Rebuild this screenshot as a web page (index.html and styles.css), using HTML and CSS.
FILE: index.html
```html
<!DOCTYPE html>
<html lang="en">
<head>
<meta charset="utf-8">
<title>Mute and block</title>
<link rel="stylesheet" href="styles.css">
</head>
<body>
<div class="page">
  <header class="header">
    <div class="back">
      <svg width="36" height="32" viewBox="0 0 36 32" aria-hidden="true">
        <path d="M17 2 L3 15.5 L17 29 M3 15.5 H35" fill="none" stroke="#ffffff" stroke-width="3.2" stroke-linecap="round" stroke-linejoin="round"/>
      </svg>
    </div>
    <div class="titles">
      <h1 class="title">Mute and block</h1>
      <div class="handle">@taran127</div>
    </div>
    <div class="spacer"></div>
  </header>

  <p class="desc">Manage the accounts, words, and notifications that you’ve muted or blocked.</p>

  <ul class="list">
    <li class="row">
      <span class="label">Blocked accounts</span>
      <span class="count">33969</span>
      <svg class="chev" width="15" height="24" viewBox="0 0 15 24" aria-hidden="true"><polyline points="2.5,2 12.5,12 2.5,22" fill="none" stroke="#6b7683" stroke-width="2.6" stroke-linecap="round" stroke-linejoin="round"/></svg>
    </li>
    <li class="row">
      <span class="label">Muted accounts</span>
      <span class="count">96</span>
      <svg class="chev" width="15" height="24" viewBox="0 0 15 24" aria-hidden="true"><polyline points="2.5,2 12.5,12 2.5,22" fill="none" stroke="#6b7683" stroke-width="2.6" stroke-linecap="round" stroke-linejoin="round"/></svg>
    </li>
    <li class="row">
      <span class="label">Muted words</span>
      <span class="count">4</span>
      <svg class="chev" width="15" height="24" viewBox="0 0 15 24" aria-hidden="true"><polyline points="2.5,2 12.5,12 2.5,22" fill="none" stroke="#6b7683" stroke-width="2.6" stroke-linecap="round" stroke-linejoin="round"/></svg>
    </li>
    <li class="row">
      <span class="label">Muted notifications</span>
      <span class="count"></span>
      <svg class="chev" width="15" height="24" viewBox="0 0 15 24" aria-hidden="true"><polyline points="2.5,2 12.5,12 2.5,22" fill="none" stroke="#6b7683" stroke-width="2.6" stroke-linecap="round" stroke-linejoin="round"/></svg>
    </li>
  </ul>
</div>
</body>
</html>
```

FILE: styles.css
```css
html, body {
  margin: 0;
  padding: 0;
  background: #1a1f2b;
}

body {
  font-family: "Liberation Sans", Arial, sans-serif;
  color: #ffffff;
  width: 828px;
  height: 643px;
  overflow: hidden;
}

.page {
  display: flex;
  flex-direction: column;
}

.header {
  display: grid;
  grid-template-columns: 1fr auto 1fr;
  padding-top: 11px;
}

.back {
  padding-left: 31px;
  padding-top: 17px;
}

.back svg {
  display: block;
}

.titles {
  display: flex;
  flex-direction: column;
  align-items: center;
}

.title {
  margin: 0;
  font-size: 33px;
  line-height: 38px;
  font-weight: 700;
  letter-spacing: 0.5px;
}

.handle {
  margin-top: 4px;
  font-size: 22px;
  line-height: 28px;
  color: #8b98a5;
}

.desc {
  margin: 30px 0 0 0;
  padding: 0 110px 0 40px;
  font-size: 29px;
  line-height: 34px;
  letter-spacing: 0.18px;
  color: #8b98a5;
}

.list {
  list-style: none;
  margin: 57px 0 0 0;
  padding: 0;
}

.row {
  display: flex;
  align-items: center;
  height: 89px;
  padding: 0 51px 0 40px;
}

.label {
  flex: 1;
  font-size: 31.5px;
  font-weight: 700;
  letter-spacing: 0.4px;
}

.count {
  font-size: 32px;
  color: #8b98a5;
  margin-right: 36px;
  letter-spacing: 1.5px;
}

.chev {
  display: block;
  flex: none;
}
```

++++

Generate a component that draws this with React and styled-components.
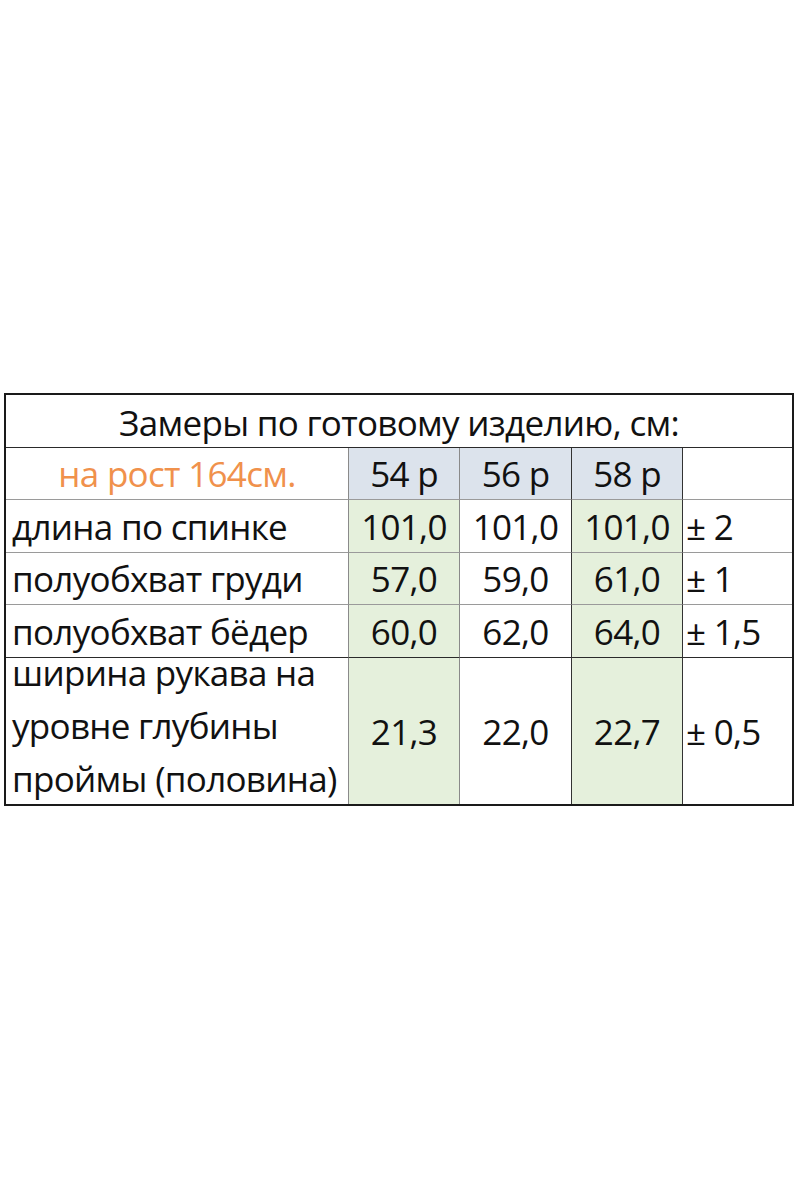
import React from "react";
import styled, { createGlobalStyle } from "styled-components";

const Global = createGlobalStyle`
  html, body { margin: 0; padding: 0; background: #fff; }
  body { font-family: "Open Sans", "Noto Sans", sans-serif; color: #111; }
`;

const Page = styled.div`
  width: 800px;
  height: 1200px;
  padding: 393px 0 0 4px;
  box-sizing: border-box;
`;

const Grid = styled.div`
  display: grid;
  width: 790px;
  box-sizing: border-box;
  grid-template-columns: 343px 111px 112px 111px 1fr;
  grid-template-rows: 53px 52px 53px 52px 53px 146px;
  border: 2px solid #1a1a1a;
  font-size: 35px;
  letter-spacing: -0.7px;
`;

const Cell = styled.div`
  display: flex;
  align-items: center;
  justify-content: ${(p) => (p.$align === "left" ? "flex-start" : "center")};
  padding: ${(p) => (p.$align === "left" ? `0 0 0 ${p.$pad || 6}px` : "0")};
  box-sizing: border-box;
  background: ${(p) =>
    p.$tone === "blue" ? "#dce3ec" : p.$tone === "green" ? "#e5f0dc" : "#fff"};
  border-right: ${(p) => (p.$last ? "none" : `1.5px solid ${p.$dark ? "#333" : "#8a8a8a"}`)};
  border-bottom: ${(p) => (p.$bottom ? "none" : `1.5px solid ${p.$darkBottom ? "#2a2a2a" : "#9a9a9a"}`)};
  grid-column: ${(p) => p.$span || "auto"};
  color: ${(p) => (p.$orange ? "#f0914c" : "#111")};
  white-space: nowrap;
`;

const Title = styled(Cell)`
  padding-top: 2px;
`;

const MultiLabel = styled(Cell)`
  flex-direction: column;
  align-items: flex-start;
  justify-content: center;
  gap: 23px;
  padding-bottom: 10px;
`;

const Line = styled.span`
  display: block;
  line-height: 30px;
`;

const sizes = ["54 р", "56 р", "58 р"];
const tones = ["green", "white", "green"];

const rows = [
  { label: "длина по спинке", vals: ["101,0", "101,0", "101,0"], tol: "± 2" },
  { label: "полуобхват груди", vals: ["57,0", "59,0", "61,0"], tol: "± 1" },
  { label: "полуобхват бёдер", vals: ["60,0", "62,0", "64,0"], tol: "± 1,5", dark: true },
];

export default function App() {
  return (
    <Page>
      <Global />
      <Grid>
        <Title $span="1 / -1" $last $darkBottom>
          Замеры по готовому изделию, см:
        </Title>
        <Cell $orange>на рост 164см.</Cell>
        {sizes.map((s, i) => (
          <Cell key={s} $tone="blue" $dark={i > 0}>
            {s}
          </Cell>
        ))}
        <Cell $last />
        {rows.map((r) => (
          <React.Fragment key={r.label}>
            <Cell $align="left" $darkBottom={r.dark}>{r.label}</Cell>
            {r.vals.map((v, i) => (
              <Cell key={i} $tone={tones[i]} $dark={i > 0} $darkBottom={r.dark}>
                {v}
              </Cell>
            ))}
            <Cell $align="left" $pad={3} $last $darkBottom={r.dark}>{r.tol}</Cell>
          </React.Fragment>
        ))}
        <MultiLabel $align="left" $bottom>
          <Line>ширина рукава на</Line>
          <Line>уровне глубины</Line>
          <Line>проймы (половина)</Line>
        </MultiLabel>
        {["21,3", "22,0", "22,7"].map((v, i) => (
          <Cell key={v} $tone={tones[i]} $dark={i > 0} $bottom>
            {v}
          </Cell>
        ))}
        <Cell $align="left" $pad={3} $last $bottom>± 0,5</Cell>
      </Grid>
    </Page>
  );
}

++++

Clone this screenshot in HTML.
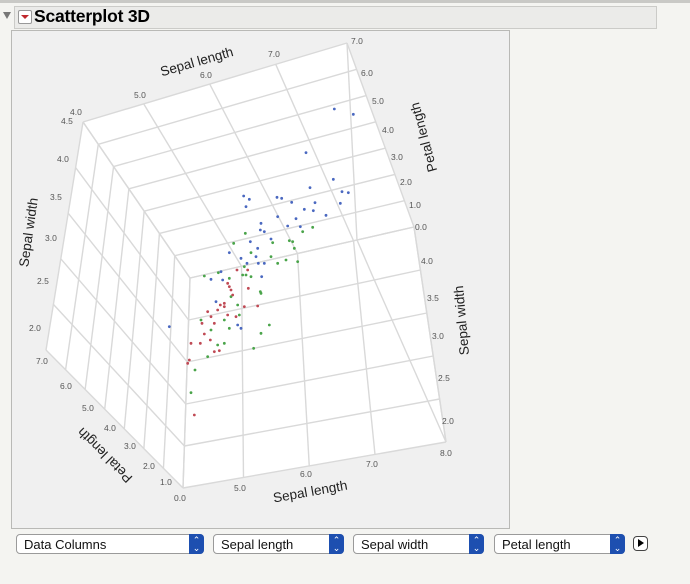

++++

**YOUR OBJECTIVE**
Filter the records for lines holding the string "index". Copy each one.

**IN RESPONSE**
Rebuild this screenshot as a web page (index.html and styles.css), using HTML and CSS.
FILE: index.html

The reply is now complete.